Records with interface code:

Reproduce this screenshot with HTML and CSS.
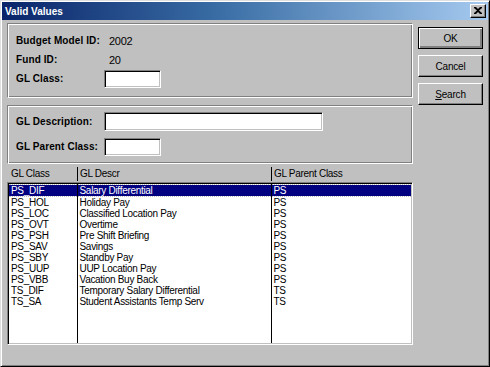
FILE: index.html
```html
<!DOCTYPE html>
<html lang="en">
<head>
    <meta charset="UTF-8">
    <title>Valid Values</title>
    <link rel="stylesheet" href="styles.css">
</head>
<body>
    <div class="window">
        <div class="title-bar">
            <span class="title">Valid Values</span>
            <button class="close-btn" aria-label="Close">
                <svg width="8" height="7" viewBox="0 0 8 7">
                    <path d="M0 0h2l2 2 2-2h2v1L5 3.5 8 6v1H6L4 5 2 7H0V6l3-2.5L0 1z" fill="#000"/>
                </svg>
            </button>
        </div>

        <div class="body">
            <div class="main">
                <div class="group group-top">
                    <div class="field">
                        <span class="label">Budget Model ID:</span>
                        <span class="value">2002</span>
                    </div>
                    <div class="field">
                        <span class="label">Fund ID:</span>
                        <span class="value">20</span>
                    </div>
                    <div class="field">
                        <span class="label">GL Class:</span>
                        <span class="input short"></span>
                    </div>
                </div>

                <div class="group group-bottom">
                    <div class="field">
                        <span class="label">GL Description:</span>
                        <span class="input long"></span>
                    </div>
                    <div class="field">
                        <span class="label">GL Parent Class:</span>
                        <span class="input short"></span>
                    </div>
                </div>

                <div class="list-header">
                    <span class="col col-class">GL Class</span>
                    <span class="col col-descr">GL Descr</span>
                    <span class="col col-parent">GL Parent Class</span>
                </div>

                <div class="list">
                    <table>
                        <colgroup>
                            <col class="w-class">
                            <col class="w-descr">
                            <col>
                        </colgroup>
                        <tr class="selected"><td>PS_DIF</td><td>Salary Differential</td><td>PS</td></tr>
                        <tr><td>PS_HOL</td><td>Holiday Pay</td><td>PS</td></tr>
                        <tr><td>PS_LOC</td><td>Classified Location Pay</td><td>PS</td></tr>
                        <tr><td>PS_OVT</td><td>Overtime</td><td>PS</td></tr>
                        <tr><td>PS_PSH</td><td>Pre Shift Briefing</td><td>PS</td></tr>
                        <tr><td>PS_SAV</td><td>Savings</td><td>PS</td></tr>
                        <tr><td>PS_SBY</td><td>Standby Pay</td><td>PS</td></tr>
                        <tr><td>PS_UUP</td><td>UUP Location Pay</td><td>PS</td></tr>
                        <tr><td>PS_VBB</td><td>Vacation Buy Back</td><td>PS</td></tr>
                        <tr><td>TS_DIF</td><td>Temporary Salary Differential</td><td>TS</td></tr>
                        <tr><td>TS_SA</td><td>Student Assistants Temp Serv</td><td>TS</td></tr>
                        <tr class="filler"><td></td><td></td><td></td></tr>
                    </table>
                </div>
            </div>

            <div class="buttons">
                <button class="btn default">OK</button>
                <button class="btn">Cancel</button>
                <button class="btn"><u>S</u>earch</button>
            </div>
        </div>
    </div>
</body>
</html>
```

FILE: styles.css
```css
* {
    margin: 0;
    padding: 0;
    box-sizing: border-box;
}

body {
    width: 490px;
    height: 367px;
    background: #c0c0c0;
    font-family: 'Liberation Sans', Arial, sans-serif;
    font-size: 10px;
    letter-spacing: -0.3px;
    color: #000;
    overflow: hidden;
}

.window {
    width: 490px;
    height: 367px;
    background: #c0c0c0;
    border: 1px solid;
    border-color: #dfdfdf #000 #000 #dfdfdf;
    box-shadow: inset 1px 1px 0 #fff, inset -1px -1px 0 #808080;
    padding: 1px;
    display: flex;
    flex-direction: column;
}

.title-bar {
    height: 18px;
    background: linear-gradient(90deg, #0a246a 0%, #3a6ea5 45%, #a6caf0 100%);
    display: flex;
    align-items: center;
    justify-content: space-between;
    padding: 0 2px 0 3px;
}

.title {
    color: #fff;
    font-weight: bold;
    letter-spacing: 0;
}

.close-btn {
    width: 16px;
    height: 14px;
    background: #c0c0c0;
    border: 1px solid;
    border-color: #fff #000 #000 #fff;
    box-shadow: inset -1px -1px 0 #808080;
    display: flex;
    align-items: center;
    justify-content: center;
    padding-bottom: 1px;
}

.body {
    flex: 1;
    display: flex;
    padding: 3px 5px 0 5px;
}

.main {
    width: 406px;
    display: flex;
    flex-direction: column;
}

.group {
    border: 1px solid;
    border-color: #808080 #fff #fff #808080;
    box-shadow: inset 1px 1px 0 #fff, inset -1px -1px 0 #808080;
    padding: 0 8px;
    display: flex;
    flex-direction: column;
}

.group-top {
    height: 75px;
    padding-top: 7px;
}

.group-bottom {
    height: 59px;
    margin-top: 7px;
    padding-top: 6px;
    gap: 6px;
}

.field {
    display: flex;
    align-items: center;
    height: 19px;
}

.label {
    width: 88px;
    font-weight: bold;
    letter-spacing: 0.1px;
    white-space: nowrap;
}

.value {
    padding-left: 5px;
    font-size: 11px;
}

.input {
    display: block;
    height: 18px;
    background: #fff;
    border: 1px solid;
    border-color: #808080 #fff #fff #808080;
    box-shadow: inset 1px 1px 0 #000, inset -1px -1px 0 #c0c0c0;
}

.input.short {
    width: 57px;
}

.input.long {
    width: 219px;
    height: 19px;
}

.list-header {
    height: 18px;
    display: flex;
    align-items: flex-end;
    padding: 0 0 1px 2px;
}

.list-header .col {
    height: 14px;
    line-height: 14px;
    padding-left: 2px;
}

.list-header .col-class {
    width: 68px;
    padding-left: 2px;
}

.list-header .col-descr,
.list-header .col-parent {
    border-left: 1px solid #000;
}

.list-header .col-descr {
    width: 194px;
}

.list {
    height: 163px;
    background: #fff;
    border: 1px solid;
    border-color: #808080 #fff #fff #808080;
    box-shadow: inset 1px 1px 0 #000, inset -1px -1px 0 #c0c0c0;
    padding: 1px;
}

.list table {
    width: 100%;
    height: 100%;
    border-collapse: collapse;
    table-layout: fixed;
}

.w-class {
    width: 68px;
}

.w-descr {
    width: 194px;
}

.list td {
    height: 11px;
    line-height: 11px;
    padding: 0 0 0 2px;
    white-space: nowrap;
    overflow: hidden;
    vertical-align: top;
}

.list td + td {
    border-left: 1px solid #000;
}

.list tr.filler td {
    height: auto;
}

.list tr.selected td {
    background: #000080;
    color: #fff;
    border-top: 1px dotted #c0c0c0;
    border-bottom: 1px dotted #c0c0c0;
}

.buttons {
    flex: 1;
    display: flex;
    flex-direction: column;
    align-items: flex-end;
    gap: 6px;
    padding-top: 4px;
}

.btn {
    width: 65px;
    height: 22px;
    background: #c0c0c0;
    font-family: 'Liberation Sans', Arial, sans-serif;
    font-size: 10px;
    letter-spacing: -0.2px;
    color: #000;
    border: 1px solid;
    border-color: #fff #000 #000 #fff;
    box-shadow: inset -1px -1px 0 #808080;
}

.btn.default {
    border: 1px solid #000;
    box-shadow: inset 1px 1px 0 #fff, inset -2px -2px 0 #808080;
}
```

--

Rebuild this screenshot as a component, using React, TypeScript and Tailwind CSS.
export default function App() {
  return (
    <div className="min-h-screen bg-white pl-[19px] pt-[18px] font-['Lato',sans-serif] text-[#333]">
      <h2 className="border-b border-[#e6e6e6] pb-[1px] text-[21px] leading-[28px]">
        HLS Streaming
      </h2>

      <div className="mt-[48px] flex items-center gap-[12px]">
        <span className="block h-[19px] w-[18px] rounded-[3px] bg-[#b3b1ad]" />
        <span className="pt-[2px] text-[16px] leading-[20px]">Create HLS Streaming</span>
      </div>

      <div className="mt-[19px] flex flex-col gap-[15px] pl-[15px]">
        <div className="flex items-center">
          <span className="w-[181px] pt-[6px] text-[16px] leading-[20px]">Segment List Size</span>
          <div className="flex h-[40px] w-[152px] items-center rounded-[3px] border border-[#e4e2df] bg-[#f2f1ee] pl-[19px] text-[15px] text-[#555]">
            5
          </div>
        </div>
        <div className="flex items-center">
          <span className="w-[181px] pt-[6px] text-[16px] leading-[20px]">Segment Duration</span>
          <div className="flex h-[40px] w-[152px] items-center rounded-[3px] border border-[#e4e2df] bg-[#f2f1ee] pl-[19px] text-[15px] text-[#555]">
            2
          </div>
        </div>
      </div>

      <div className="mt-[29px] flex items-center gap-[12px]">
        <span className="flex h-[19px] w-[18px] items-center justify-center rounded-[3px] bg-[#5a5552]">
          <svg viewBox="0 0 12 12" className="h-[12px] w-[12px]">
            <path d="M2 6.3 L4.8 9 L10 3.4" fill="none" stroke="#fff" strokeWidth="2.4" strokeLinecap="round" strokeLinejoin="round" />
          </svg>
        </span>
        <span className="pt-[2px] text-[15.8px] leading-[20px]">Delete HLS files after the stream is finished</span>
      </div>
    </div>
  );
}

==

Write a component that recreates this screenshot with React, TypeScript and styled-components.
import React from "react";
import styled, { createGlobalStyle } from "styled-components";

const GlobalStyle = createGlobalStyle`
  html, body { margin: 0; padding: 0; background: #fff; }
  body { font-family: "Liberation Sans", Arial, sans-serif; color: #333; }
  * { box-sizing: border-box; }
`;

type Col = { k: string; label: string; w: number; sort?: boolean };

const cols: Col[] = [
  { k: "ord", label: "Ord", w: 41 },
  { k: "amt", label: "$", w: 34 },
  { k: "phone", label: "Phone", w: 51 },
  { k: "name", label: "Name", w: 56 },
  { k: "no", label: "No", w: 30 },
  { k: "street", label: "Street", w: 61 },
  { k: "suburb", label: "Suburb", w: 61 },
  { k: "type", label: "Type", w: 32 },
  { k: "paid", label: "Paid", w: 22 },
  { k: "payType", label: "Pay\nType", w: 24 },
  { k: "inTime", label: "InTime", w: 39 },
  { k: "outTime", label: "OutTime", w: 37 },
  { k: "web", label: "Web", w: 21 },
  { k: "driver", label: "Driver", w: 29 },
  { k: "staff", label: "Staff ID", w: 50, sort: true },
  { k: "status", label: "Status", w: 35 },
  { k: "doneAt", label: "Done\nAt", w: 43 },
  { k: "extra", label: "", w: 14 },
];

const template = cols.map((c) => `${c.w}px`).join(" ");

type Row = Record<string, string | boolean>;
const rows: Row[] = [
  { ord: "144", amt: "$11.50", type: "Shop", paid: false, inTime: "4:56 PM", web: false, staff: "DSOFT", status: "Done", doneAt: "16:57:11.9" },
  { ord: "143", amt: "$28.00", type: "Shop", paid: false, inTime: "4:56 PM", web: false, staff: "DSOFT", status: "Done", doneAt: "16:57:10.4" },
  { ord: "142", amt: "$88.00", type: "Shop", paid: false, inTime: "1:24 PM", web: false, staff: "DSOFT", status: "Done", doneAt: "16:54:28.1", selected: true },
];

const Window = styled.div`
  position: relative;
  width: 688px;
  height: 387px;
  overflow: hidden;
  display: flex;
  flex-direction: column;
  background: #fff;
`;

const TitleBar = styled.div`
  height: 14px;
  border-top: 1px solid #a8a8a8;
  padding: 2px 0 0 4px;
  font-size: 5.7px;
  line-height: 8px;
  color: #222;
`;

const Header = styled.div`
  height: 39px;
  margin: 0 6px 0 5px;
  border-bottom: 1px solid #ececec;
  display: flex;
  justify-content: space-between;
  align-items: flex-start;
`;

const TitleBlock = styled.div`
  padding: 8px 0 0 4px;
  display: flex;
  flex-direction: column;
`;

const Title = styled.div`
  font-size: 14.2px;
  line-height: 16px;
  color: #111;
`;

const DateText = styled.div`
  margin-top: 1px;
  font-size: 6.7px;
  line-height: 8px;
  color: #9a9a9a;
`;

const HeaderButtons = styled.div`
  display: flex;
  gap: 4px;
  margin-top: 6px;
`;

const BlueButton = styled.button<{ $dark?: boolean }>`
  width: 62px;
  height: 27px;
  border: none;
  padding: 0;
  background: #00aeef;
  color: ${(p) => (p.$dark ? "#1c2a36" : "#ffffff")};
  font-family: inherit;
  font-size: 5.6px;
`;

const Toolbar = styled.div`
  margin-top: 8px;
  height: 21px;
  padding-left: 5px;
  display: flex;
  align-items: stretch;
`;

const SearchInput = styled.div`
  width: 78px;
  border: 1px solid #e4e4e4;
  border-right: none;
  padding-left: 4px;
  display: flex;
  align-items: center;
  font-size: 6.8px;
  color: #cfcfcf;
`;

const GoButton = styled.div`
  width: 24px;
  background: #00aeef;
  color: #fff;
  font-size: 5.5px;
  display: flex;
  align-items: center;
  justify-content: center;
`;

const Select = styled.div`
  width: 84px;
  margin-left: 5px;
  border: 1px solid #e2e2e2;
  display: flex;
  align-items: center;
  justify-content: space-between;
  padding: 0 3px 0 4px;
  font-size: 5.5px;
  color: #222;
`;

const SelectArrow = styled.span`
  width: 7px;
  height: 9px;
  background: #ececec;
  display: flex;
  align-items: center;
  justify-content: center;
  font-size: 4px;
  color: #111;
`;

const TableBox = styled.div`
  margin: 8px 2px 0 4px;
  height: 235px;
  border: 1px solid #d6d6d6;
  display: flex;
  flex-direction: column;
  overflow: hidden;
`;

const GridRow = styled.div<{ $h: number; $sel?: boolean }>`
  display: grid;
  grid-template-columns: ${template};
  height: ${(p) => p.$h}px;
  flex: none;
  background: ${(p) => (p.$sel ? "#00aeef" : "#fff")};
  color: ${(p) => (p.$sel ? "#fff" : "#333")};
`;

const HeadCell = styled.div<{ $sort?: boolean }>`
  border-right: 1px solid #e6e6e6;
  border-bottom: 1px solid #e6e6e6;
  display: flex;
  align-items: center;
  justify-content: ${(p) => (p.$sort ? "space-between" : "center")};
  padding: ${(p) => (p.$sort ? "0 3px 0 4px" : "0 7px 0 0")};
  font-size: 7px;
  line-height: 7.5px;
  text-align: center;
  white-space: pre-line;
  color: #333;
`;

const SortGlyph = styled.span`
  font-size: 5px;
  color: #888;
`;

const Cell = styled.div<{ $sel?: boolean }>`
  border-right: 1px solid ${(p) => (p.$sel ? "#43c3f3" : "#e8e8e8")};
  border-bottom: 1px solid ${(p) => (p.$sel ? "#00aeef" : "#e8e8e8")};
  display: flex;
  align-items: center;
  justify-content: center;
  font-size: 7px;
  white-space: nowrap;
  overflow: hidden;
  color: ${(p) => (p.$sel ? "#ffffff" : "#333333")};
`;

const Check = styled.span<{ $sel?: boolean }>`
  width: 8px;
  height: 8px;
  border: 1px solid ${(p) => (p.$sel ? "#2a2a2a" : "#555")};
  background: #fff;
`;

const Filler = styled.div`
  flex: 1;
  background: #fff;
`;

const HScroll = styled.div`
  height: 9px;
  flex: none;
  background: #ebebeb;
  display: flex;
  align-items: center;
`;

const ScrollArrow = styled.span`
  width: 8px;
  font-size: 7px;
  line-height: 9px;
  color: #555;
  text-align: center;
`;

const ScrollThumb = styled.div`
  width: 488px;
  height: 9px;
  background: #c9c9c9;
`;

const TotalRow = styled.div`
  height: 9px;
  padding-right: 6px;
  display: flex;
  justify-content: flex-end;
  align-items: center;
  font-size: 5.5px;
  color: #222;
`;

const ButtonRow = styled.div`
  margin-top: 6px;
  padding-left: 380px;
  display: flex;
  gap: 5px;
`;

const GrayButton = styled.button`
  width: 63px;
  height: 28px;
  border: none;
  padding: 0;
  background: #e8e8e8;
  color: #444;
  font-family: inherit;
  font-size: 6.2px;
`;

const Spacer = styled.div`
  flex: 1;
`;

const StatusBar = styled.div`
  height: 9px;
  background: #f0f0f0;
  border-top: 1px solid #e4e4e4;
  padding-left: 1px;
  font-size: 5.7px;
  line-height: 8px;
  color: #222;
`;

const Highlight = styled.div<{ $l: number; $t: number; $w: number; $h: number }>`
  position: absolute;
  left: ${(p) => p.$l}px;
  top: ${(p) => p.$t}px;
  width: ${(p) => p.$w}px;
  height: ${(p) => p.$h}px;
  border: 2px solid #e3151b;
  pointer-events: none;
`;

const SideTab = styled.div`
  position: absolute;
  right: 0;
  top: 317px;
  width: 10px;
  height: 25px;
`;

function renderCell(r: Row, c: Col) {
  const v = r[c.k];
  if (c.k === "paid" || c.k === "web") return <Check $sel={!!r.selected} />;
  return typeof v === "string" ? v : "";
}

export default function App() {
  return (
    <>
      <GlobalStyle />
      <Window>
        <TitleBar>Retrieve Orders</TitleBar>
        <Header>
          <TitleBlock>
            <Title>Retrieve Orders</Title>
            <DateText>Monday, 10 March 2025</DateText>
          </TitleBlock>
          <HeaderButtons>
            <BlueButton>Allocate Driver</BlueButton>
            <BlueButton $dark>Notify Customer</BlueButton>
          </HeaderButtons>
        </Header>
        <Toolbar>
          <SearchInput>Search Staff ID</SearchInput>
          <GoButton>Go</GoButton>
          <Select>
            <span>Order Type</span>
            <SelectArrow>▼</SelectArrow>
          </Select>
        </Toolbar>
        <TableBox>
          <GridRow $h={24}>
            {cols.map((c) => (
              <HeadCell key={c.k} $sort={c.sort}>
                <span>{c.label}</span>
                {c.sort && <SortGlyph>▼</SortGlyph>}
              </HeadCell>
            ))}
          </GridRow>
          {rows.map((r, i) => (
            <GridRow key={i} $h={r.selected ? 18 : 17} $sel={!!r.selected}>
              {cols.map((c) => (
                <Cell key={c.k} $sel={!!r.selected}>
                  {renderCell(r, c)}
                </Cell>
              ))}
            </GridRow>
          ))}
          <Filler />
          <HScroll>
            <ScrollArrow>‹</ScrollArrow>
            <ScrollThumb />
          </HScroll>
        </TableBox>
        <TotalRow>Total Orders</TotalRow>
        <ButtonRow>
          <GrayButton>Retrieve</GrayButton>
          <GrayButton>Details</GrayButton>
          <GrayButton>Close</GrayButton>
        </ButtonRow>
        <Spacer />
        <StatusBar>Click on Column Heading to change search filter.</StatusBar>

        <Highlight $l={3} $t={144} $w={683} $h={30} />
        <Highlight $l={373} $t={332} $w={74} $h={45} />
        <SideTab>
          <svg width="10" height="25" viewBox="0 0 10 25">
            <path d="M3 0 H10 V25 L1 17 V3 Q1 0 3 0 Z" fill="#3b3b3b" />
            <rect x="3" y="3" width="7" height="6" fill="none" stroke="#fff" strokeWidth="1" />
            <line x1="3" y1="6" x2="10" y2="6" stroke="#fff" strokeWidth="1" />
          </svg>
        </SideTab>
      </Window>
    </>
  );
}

> _WORK TO COMPLETE_
From the entries above, extract each line containing "TypeScript".

> _SOLUTION_
Rebuild this screenshot as a component, using React, TypeScript and Tailwind CSS.
Write a component that recreates this screenshot with React, TypeScript and styled-components.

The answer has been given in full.